## begin Entries supplied
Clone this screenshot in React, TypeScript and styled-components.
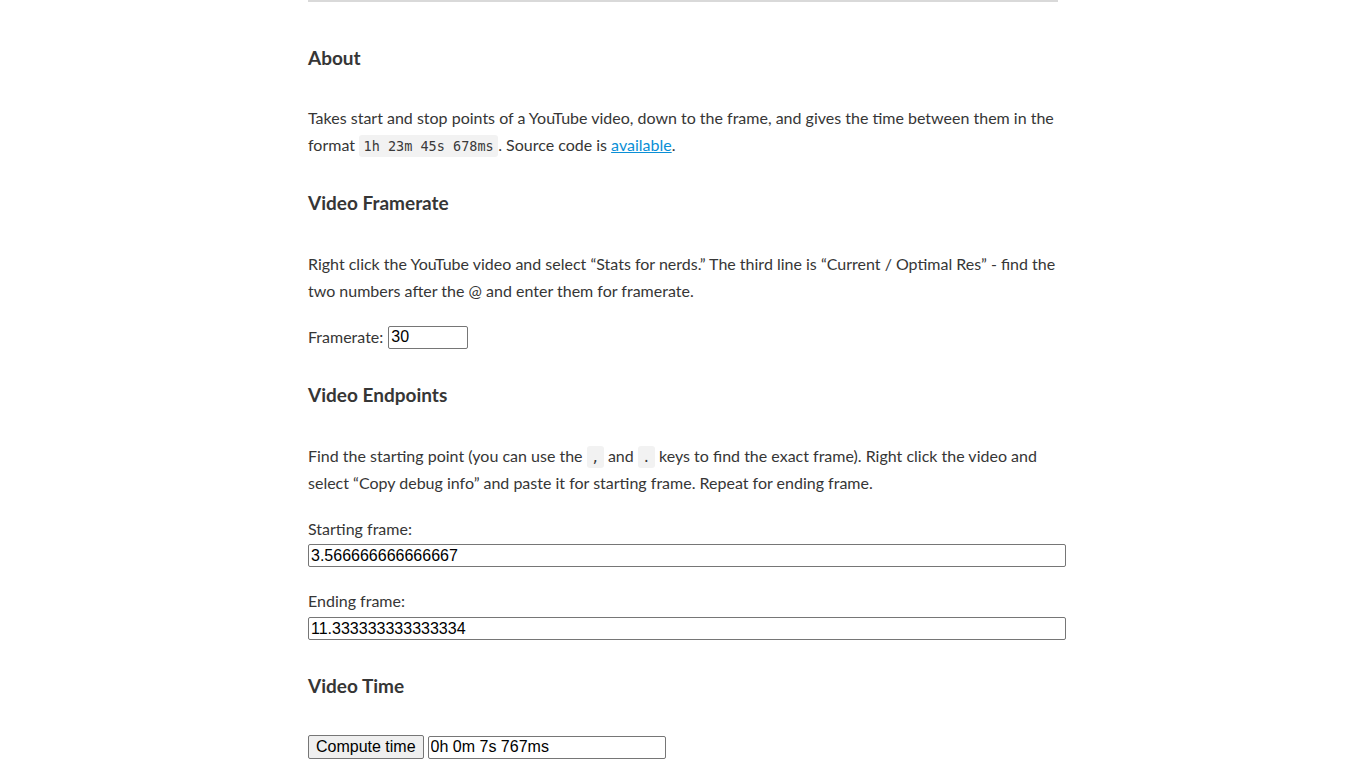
import React from "react";
import styled, { createGlobalStyle } from "styled-components";

const Global = createGlobalStyle`
  html, body { margin: 0; padding: 0; background: #fff; }
  body {
    font-family: Lato, "Open Sans", sans-serif;
    font-size: 16px;
    color: #363636;
  }
`;

const Page = styled.main`
  width: 750px;
  margin: 0 auto;
  display: block;
`;

const Rule = styled.hr`
  margin: 0;
  border: 0;
  border-top: 2px solid #d9d9d9;
  height: 0;
`;

const Heading = styled.h2<{ $top: number }>`
  margin: ${(p) => p.$top}px 0 0 0;
  font-size: 19px;
  line-height: 24px;
  font-weight: 700;
  color: #363636;
`;

const Para = styled.p<{ $top: number }>`
  margin: ${(p) => p.$top}px 0 0 0;
  line-height: 27px;
  font-size: 16px;
`;

const Code = styled.code`
  font-family: "DejaVu Sans Mono", "Liberation Mono", monospace;
  font-size: 13.5px;
  line-height: 1;
  color: #3a3a3a;
  background: #f2f2f2;
  border-radius: 3px;
  padding: 3px 4.5px;
`;

const Link = styled.a`
  color: #0a8fd6;
  text-decoration: underline;
`;

const Row = styled.div<{ $top: number }>`
  margin-top: ${(p) => p.$top}px;
  display: flex;
  align-items: center;
  gap: 4px;
  line-height: 24px;
`;

const FieldLabel = styled.span`
  margin-right: 1px;
`;

const Label = styled.label<{ $top: number; $below?: number }>`
  display: block;
  margin-top: ${(p) => p.$top}px;
  margin-bottom: ${(p) => p.$below ?? 2}px;
  line-height: 27px;
`;

const Field = styled.input<{ $w?: string }>`
  font-family: "Liberation Sans", Arial, sans-serif;
  font-size: 16px;
  color: #000;
  width: ${(p) => p.$w || "calc(100% + 2px)"};
  box-sizing: content-box;
  padding: 1px 2px;
  border: 1px solid #767676;
  border-radius: 2px;
  height: 19px;
  display: block;
  background: #fff;
  outline: none;
`;

const Button = styled.button`
  font-family: "Liberation Sans", Arial, sans-serif;
  font-size: 16px;
  color: #000;
  background: #efefef;
  border: 1px solid #767676;
  border-radius: 2px;
  padding: 1px 7px;
  height: 24px;
  box-sizing: border-box;
`;

export default function App() {
  return (
    <>
      <Global />
      <Page>
        <Rule />
        <Heading $top={44}>About</Heading>
        <Para $top={34}>
          Takes start and stop points of a YouTube video, down to the frame, and gives the time between them in the
          format <Code>1h 23m 45s 678ms</Code>. Source code is <Link href="#">available</Link>.
        </Para>
        <Heading $top={33}>Video Framerate</Heading>
        <Para $top={35}>
          Right click the YouTube video and select “Stats for nerds.” The third line is “Current / Optimal Res” - find the
          two numbers after the @ and enter them for framerate.
        </Para>
        <Row $top={21}>
          <FieldLabel>Framerate:</FieldLabel>
          <Field $w="74px" defaultValue="30" />
        </Row>
        <Heading $top={34}>Video Endpoints</Heading>
        <Para $top={35}>
          Find the starting point (you can use the <Code>,</Code> and <Code>.</Code> keys to find the exact frame). Right click the video and
          select “Copy debug info” and paste it for starting frame. Repeat for ending frame.
        </Para>
        <Label $top={19}>Starting frame:</Label>
        <Field defaultValue="3.566666666666667" />
        <Label $top={20} $below={3}>Ending frame:</Label>
        <Field defaultValue="11.333333333333334" />
        <Heading $top={34}>Video Time</Heading>
        <Row $top={37}>
          <Button>Compute time</Button>
          <Field $w="232px" defaultValue="0h 0m 7s 767ms" />
        </Row>
      </Page>
    </>
  );
}
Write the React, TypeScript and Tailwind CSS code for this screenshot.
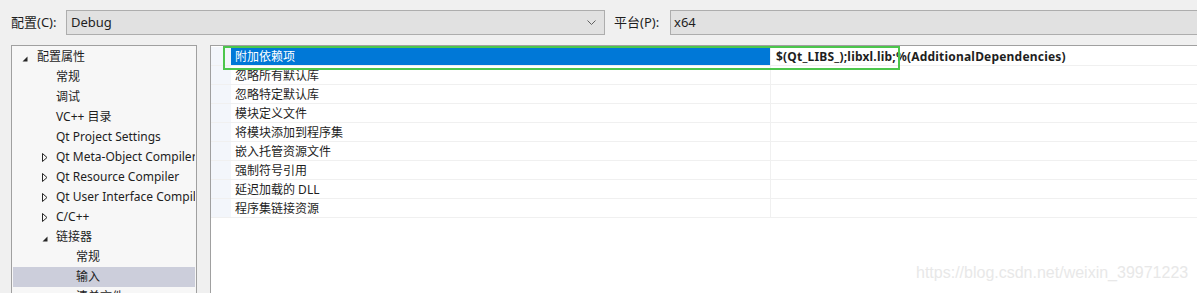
const ui = "font-['Noto_Sans','Noto_Sans_CJK_SC',sans-serif]";

type TreeItem = { label: string; indent: number; mark?: "open" | "closed"; selected?: boolean };

const tree: TreeItem[] = [
  { label: "配置属性", indent: 0, mark: "open" },
  { label: "常规", indent: 1 },
  { label: "调试", indent: 1 },
  { label: "VC++ 目录", indent: 1 },
  { label: "Qt Project Settings", indent: 1 },
  { label: "Qt Meta-Object Compiler", indent: 1, mark: "closed" },
  { label: "Qt Resource Compiler", indent: 1, mark: "closed" },
  { label: "Qt User Interface Compiler", indent: 1, mark: "closed" },
  { label: "C/C++", indent: 1, mark: "closed" },
  { label: "链接器", indent: 1, mark: "open" },
  { label: "常规", indent: 2 },
  { label: "输入", indent: 2, selected: true },
  { label: "清单文件", indent: 2 },
];

const props = [
  "附加依赖项",
  "忽略所有默认库",
  "忽略特定默认库",
  "模块定义文件",
  "将模块添加到程序集",
  "嵌入托管资源文件",
  "强制符号引用",
  "延迟加载的 DLL",
  "程序集链接资源",
];

const Mark = ({ kind }: { kind: "open" | "closed" }) =>
  kind === "open" ? (
    <svg width="6" height="6" viewBox="0 0 6 6" className="mt-[3px]">
      <polygon points="5.5,0.5 5.5,5.5 0.5,5.5" fill="#262626" />
    </svg>
  ) : (
    <svg width="6" height="9" viewBox="0 0 6 9">
      <polygon points="0.5,0.5 5,4.5 0.5,8.5" fill="none" stroke="#262626" strokeWidth="1" />
    </svg>
  );

const TreeRow = ({ item }: { item: TreeItem }) => {
  // text starts at x=37 / 56 / 76 on the page
  const pad = ["pl-[24px]", "pl-[43px]", "pl-[63px]"][item.indent];
  const markPos = ["left-[9px]", "left-[29px]", "left-[30px]"][item.indent];
  return (
    <div
      className={`relative h-[20px] flex items-center whitespace-nowrap overflow-hidden ${pad} ${
        item.selected ? "bg-[#cccedb]" : ""
      }`}
    >
      {item.mark && (
        <span className={`absolute top-0 h-[20px] flex items-center ${markPos}`}>
          <Mark kind={item.mark} />
        </span>
      )}
      <span className="leading-none">{item.label}</span>
    </div>
  );
};

export default function App() {
  return (
    <div className={`relative w-[1197px] h-[293px] overflow-hidden bg-[#f0f0f0] text-[#1e1e1e] ${ui}`}>
      {/* config / platform bar */}
      <div className="h-[45px] pt-[10px] flex text-[13px]">
        <div className="w-[66px] pl-[11px] h-[25px] flex items-center whitespace-nowrap">配置(C):</div>
        <div className="w-[539px] h-[25px] bg-[#e1e1e1] border border-[#adadad] flex items-center pl-[4px] relative">
          Debug
          <svg className="absolute right-[8px] top-[9px]" width="9" height="6" viewBox="0 0 9 6">
            <polyline points="0.5,0.5 4.5,4.5 8.5,0.5" fill="none" stroke="#606060" strokeWidth="1" />
          </svg>
        </div>
        <div className="w-[65px] pl-[9px] h-[25px] flex items-center whitespace-nowrap">平台(P):</div>
        <div className="flex-1 h-[25px] bg-[#e1e1e1] border border-r-0 border-[#adadad] flex items-center pl-[3px]">
          x64
        </div>
      </div>

      <div className="flex text-[12px]">
        {/* category tree */}
        <div className="ml-[11px] w-[186px] h-[260px] border border-[#a0a0a0] bg-[#f7f7f7] p-[1px]">
          {tree.map((t, i) => (
            <TreeRow key={i} item={t} />
          ))}
        </div>

        {/* property grid */}
        <div className="ml-[13px] flex-1 h-[260px] border-t border-l border-[#a0a0a0] bg-white pt-[1px]">
          {props.map((p, i) => (
            <div key={i} className="flex h-[19px] border-b border-[#f0f0f0]">
              <div className="w-[20px] bg-[#f3f6fb]" />
              <div
                className={`w-[540px] border-r border-[#f0f0f0] flex items-center pl-[4px] pt-[2px] ${
                  i === 0 ? "bg-[#0078d7] text-white" : ""
                }`}
              >
                {p}
              </div>
              <div className="flex-1 flex items-center pl-[5px] pt-[2px] font-bold whitespace-nowrap tracking-[0.2px]">
                {i === 0 ? "$(Qt_LIBS_);libxl.lib;%(AdditionalDependencies)" : ""}
              </div>
            </div>
          ))}
        </div>
      </div>

      {/* annotation frame */}
      <div className="absolute left-[223px] top-[46px] w-[677px] h-[24px] border-2 border-[#4cc64c]" />

      {/* watermark */}
      <div className="absolute left-[916px] top-[261px] text-[16px] text-[#e8e8e8] font-['Liberation_Sans',sans-serif]">
        https://blog.csdn.net/weixin_39971223
      </div>
    </div>
  );
}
## end Entries supplied
From the records above, extract the lines from the one holding "Write the React, TypeScript" through the one holding "string; indent: number;", word for word; omit the pictures.

» Worked solution:
Write the React, TypeScript and Tailwind CSS code for this screenshot.
const ui = "font-['Noto_Sans','Noto_Sans_CJK_SC',sans-serif]";

type TreeItem = { label: string; indent: number; mark?: "open" | "closed"; selected?: boolean };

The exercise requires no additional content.